En 1850, quand le quartier situé sous le château a été rattaché à Bratislava, il a commencé à se détériorer au fur et à mesure. Les habitants les mieux lotis ont déménagé dans le centre et l’ensemble du monde du logement a dû s'adapter aux besoins moindres des locataires les plus désargentés. Ce processus fut amplifié par les événements de la Seconde guerre mondiale, lorsqu'une grande partie de la population juive a disparu. Peu à peu, le quartier sous le château porte atteinte à l'image de la ville souhaitée par ses dirigeants qui commence à en planifier la liquidation.
Ivor confie que l’idée d’une destruction pure et simple du quartier a vu le jour pendant la guerre, pour être réhabilitée sous la période communisme. Dans les années 50, des architectes ont peu à peu commencer à lui donner forme. « D'abord, ils ont démoli la partie du quartier qui était sur le Danube pour y construire un parc culturel. Dans les années 70, le quartier juif a fini par être sacrifié pour faciliter la construction de nouveaux ponts », explique Igor avant d’ajouter que la démolition s’est faite par étapes, pendant près de 40 ans.

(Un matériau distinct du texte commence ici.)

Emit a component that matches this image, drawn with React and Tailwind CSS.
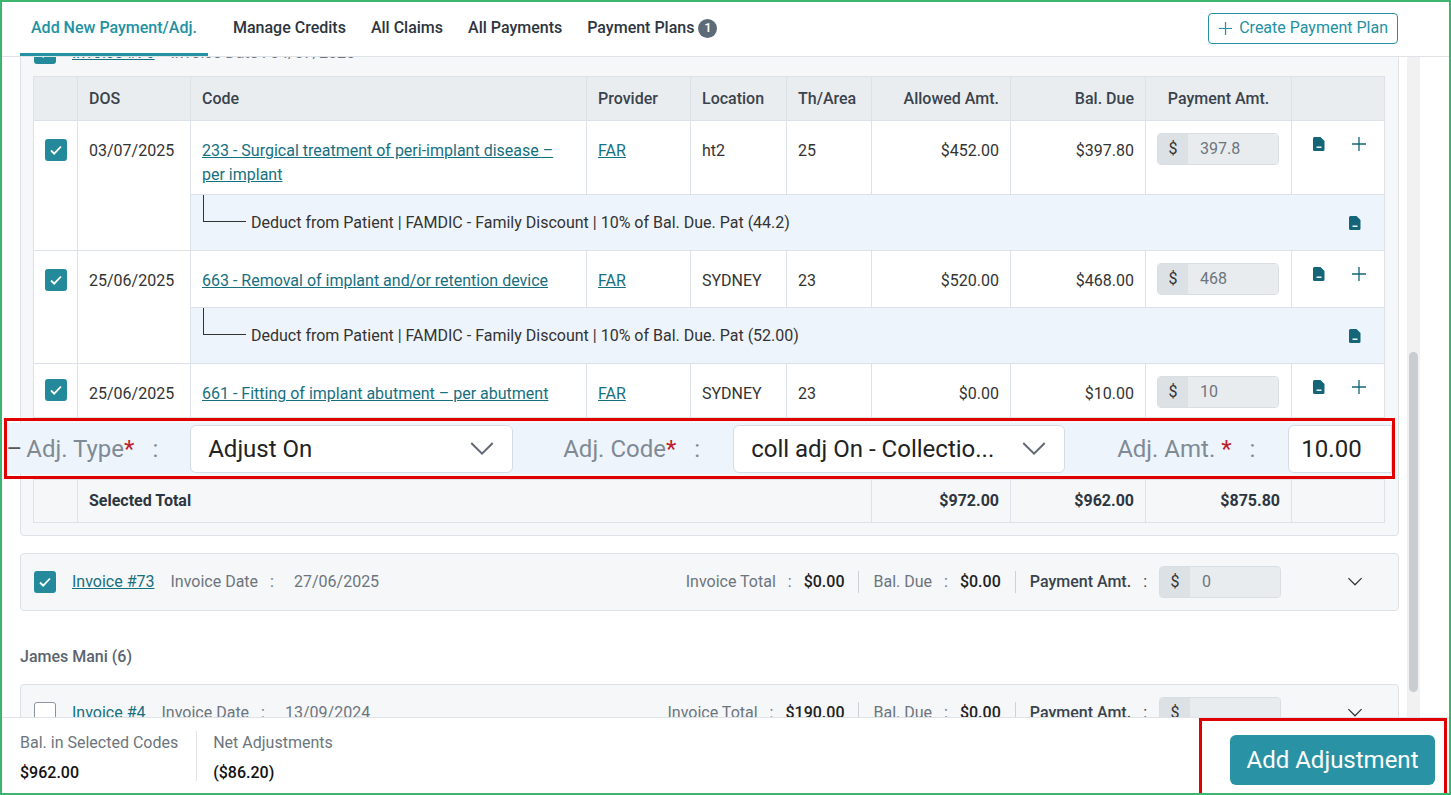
import React from "react";

const F = { fontFamily: "Roboto, 'Liberation Sans', sans-serif" };

function Check({ on = true }) {
  return on ? (
    <div className="w-[22px] h-[22px] rounded-[3px] bg-[#24899a] flex items-center justify-center">
      <svg width="16" height="16" viewBox="0 0 16 16" fill="none" stroke="white" strokeWidth="1.8"><path d="M3 8.5l3.2 3.2L13 4.5" /></svg>
    </div>
  ) : (
    <div className="w-[22px] h-[22px] rounded-[3px] border border-[#8c959f] bg-white" />
  );
}

function DocIcon() {
  return (
    <svg width="12" height="14" viewBox="0 0 12 14"><path d="M1.5 0h6l4 4v8.5a1.5 1.5 0 0 1-1.5 1.5h-8.5A1.5 1.5 0 0 1 0 12.5v-11A1.5 1.5 0 0 1 1.5 0z" fill="#136577" /><rect x="3.5" y="9.5" width="5" height="1.4" fill="white" /></svg>
  );
}

function Plus({ c = "#136577", s = 16 }) {
  return <svg width={s} height={s} viewBox="0 0 16 16" stroke={c} strokeWidth="1.3"><path d="M8 1v14M1 8h14" /></svg>;
}

function Chevron({ s = 26, c = "#5f6873" }) {
  return <svg width={s} height={s * 0.6} viewBox="0 0 26 16" fill="none" stroke={c} strokeWidth="2"><path d="M2 2l11 11L24 2" /></svg>;
}

function Pay({ v }) {
  return (
    <div className="flex w-[122px] h-[32px] rounded-[4px] overflow-hidden border border-[#d9dee3]">
      <div className="w-[30px] bg-[#dce1e6] flex items-center justify-center text-[#333] text-[16px]">$</div>
      <div className="flex-1 bg-[#e9ecef] flex items-center pl-[12px] text-[#6c757d] text-[16px]">{v}</div>
    </div>
  );
}

const td = "border border-[#dde2e8] px-[11px] text-[16px] text-[#333] align-top";

function Actions() {
  return <div className="flex items-center justify-between pl-[10px] pr-[6px]"><DocIcon /><Plus /></div>;
}

function MainRow({ dos, code, loc, th, allowed, bal, pay, h }) {
  return (
    <tr className={`bg-white ${h}`}>
      <td className={`${td} pt-[18px]`} rowSpan={2}><Check /></td>
      <td className={`${td} pt-[18px]`} rowSpan={2}>{dos}</td>
      <td className={`${td} pt-[18px]`}><span className="underline text-[#16707f] leading-[22px]">{code}</span></td>
      <td className={`${td} pt-[18px]`}><span className="underline text-[#16707f]">FAR</span></td>
      <td className={`${td} pt-[18px]`}>{loc}</td>
      <td className={`${td} pt-[18px]`}>{th}</td>
      <td className={`${td} pt-[18px] text-right`}>{allowed}</td>
      <td className={`${td} pt-[18px] text-right`}>{bal}</td>
      <td className={`${td} pt-[12px]`}><Pay v={pay} /></td>
      <td className={`${td} pt-[15px]`}><Actions /></td>
    </tr>
  );
}

function SubRow({ text }) {
  return (
    <tr className="bg-[#eef4fc] h-[56px]">
      <td className="border border-[#dde2e8] p-0 relative" colSpan={8}>
        <div className="absolute left-[12px] top-0 w-[43px] h-[27px] border-l border-b border-[#333]" />
        <div className="flex items-center justify-between pl-[60px] pr-[23px] text-[16px] text-[#333]">
          <span>{text}</span><DocIcon />
        </div>
      </td>
    </tr>
  );
}

function Sep() {
  return <span className="mx-[14px] h-[22px] border-l border-[#ccd2d8]" />;
}

export default function App() {
  return (
    <div style={F} className="w-[1451px] h-[795px] border-2 border-[#3db56e] bg-white flex flex-col overflow-hidden">
      <div className="h-[55px] flex items-stretch border-b border-[#dfe3e8] shrink-0 pl-[18px] pr-[51px]">
        <div className="flex items-end gap-[25px] flex-1">
          <div className="border-b-[3px] border-[#2391a3] pb-[13px] px-[11px] text-[16px] font-medium text-[#2391a3]">Add New Payment/Adj.</div>
          {["Manage Credits", "All Claims", "All Payments"].map(t => (
            <div key={t} className="pb-[16px] text-[16px] font-medium text-[#2d3640]">{t}</div>
          ))}
          <div className="pb-[16px] text-[16px] font-medium text-[#2d3640] flex items-center gap-[4px]">Payment Plans
            <span className="w-[19px] h-[19px] rounded-full bg-[#5d6b78] text-white text-[13px] flex items-center justify-center">1</span>
          </div>
        </div>
        <div className="flex items-center">
          <div className="h-[31px] px-[9px] border border-[#2391a3] rounded-[4px] flex items-center gap-[6px] text-[#2391a3] text-[16px] mt-[-2px]">
            <Plus c="#2391a3" s={15} />Create Payment Plan
          </div>
        </div>
      </div>

      <div className="flex-1 flex overflow-hidden">
        <div className="flex-1 overflow-hidden pl-[18px] pr-[8px]">
          <div className="mt-[-29px]">
            <div className="bg-[#f6f7f9] border border-[#dde2e8] rounded-[4px] px-[12px] pb-[12px]">
              <div className="h-[47px] flex items-center gap-[16px] text-[16px] text-[#6c757d] pl-[1px]">
                <Check /><span className="underline text-[#16707f]">Invoice #76</span><span>Invoice Date : 04/07/2025</span>
              </div>
              <table className="w-[1351px] border-collapse table-fixed">
                <colgroup>
                  {[44, 113, 396, 104, 96, 85, 139, 135, 146, 93].map((w, i) => <col key={i} style={{ width: w }} />)}
                </colgroup>
                <thead>
                  <tr className="h-[44px] bg-[#eaedf0] text-[16px] text-[#3a434c] font-medium">
                    <th className="border border-[#dde2e8]"></th>
                    <th className="border border-[#dde2e8] text-left px-[11px] font-medium">DOS</th>
                    <th className="border border-[#dde2e8] text-left px-[11px] font-medium">Code</th>
                    <th className="border border-[#dde2e8] text-left px-[11px] font-medium">Provider</th>
                    <th className="border border-[#dde2e8] text-left px-[11px] font-medium">Location</th>
                    <th className="border border-[#dde2e8] text-left px-[11px] font-medium">Th/Area</th>
                    <th className="border border-[#dde2e8] text-right px-[11px] font-medium">Allowed Amt.</th>
                    <th className="border border-[#dde2e8] text-right px-[11px] font-medium">Bal. Due</th>
                    <th className="border border-[#dde2e8] text-center px-[11px] font-medium">Payment Amt.</th>
                    <th className="border border-[#dde2e8]"></th>
                  </tr>
                </thead>
                <tbody>
                  <MainRow h="h-[74px]" dos="03/07/2025" code="233 - Surgical treatment of peri-implant disease – per implant" loc="ht2" th="25" allowed="$452.00" bal="$397.80" pay="397.8" />
                  <SubRow text="Deduct from Patient | FAMDIC - Family Discount | 10% of Bal. Due. Pat (44.2)" />
                  <MainRow h="h-[57px]" dos="25/06/2025" code="663 - Removal of implant and/or retention device" loc="SYDNEY" th="23" allowed="$520.00" bal="$468.00" pay="468" />
                  <SubRow text="Deduct from Patient | FAMDIC - Family Discount | 10% of Bal. Due. Pat (52.00)" />
                  <tr className="bg-white h-[54px]">
                    <td className={`${td} pt-[15px]`}><Check /></td>
                    <td className={`${td} pt-[18px]`}>25/06/2025</td>
                    <td className={`${td} pt-[18px]`}><span className="underline text-[#16707f]">661 - Fitting of implant abutment – per abutment</span></td>
                    <td className={`${td} pt-[18px]`}><span className="underline text-[#16707f]">FAR</span></td>
                    <td className={`${td} pt-[18px]`}>SYDNEY</td>
                    <td className={`${td} pt-[18px]`}>23</td>
                    <td className={`${td} pt-[18px] text-right`}>$0.00</td>
                    <td className={`${td} pt-[18px] text-right`}>$10.00</td>
                    <td className={`${td} pt-[12px]`}><Pay v="10" /></td>
                    <td className={`${td} pt-[15px]`}><Actions /></td>
                  </tr>
                  <tr>
                    <td colSpan={10} className="p-0 h-[61px]">
                      <div className="ml-[-30px] w-[1391px] h-[61px] border-[3px] border-[#e00000] flex items-center">
                        <div className="w-full h-[51px] bg-[#eef4fc] flex items-center text-[24px] text-[#7f8a94]">
                          <span className="text-[#555]">–</span>
                          <span className="ml-[4px]">Adj. Type<span className="text-[#c0202a]">*</span></span>
                          <span className="ml-[18px]">:</span>
                          <div className="ml-[32px] w-[323px] h-[48px] bg-white border border-[#d6dce2] rounded-[6px] flex items-center justify-between pl-[17px] pr-[17px] text-[#222]">Adjust On<Chevron /></div>
                          <span className="ml-[50px]">Adj. Code<span className="text-[#c0202a]">*</span></span>
                          <span className="ml-[18px]">:</span>
                          <div className="ml-[33px] w-[332px] h-[48px] bg-white border border-[#d6dce2] rounded-[6px] flex items-center justify-between pl-[17px] pr-[17px] text-[#222]">coll adj On - Collectio...<Chevron /></div>
                          <span className="ml-[52px]">Adj. Amt. <span className="text-[#c0202a]">*</span></span>
                          <span className="ml-[18px]">:</span>
                          <div className="ml-[33px] flex-1 h-[48px] bg-white border border-[#d6dce2] rounded-l-[6px] flex items-center pl-[12px] text-[#222]">10.00</div>
                        </div>
                      </div>
                    </td>
                  </tr>
                  <tr className="h-[43px] bg-[#f6f7f9] text-[16px] font-bold text-[#2d3640]">
                    <td className="border border-[#dde2e8]"></td>
                    <td className="border border-[#dde2e8] px-[11px] border-r-0" colSpan={5}>Selected Total</td>
                    <td className="border border-[#dde2e8] px-[11px] text-right">$972.00</td>
                    <td className="border border-[#dde2e8] px-[11px] text-right">$962.00</td>
                    <td className="border border-[#dde2e8] px-[11px] text-right">$875.80</td>
                    <td className="border border-[#dde2e8]"></td>
                  </tr>
                </tbody>
              </table>
            </div>

            <div className="mt-[17px] h-[58px] bg-[#f6f7f9] border border-[#dde2e8] rounded-[4px] flex items-center pl-[13px] pr-[35px] text-[16px] text-[#6c757d]">
              <Check /><span className="ml-[16px] underline text-[#16707f]">Invoice #73</span>
              <span className="ml-[16px]">Invoice Date</span><span className="ml-[12px]">:</span><span className="ml-[20px]">27/06/2025</span>
              <div className="flex-1" />
              <span>Invoice Total</span><span className="ml-[12px]">:</span><span className="ml-[12px] text-[#222] font-medium">$0.00</span>
              <Sep />
              <span>Bal. Due</span><span className="ml-[12px]">:</span><span className="ml-[12px] text-[#222] font-medium">$0.00</span>
              <Sep />
              <span className="text-[#3a434c] font-medium">Payment Amt.</span><span className="ml-[12px] text-[#3a434c]">:</span>
              <div className="ml-[12px]"><Pay v="0" /></div>
              <div className="ml-[66px]"><Chevron s={16} c="#333" /></div>
            </div>

            <div className="mt-[34px] text-[16px] font-medium text-[#5a646e]">James Mani (6)</div>

            <div className="mt-[15px] h-[58px] bg-[#f6f7f9] border border-[#dde2e8] rounded-[4px] flex items-center pl-[13px] pr-[35px] text-[16px] text-[#6c757d]">
              <Check on={false} /><span className="ml-[16px] underline text-[#16707f]">Invoice #4</span>
              <span className="ml-[16px]">Invoice Date</span><span className="ml-[12px]">:</span><span className="ml-[20px]">13/09/2024</span>
              <div className="flex-1" />
              <span>Invoice Total</span><span className="ml-[12px]">:</span><span className="ml-[12px] text-[#222] font-medium">$190.00</span>
              <Sep />
              <span>Bal. Due</span><span className="ml-[12px]">:</span><span className="ml-[12px] text-[#222] font-medium">$0.00</span>
              <Sep />
              <span className="text-[#3a434c] font-medium">Payment Amt.</span><span className="ml-[12px] text-[#3a434c]">:</span>
              <div className="ml-[12px]"><Pay v="" /></div>
              <div className="ml-[66px]"><Chevron s={16} c="#333" /></div>
            </div>
          </div>
        </div>
        <div className="w-[13px] bg-[#f1f1f1] mr-[29px] flex flex-col pt-[295px]">
          <div className="h-[340px] mx-[2px] rounded-full bg-[#c9cdd1]" />
        </div>
      </div>

      <div className="h-[76px] shrink-0 border-t border-[#dfe3e8] bg-white flex items-center pl-[18px] pr-[2px]">
        <div className="pr-[18px] border-r border-[#dfe3e8] h-[50px]">
          <div className="text-[16px] text-[#6c757d]">Bal. in Selected Codes</div>
          <div className="mt-[6px] text-[16px] font-medium text-[#111]">$962.00</div>
        </div>
        <div className="pl-[16px] h-[50px]">
          <div className="text-[16px] text-[#6c757d]">Net Adjustments</div>
          <div className="mt-[6px] text-[16px] font-medium text-[#111]">($86.20)</div>
        </div>
        <div className="flex-1" />
        <div className="w-[248px] h-[83px] mb-[-8px] border-[3px] border-[#e00000] flex items-center justify-end pr-[9px]">
          <div className="w-[205px] h-[50px] bg-[#2993a5] rounded-[6px] text-white text-[24px] flex items-center justify-center">Add Adjustment</div>
        </div>
      </div>
    </div>
  );
}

Pour beaucoup, la démolition de Zuckermandel signe l’arrêt de mort d’une culture. En coupant ses oignons, la grand-mère de l’historien Walter Malaschitz qui s’est fendu d’un ouvrage sur le quartier, nous confie que « le Danude perdra ses enfants ». Mais rares sont les promoteurs qui lisent des livres d’histoires. Après J&T, c’est un autre ogre du monde de la finance tchèque - Penta Investments - qui a récemment présenté son projet, originalement baptisé New City Center. On parle de 70 millions d’euros d’investissement et de près de 600 appartements construits en plein cœur de la ville, tout près d’un centre commercial futuriste. Il ne restera plus rien de Zuckermandel et de toute façon, le « nouveau centre » nous l’a bien fait comprendre. Zahad Haddid, l’architecte du projet, est une figure du mouvement déconstructiviste.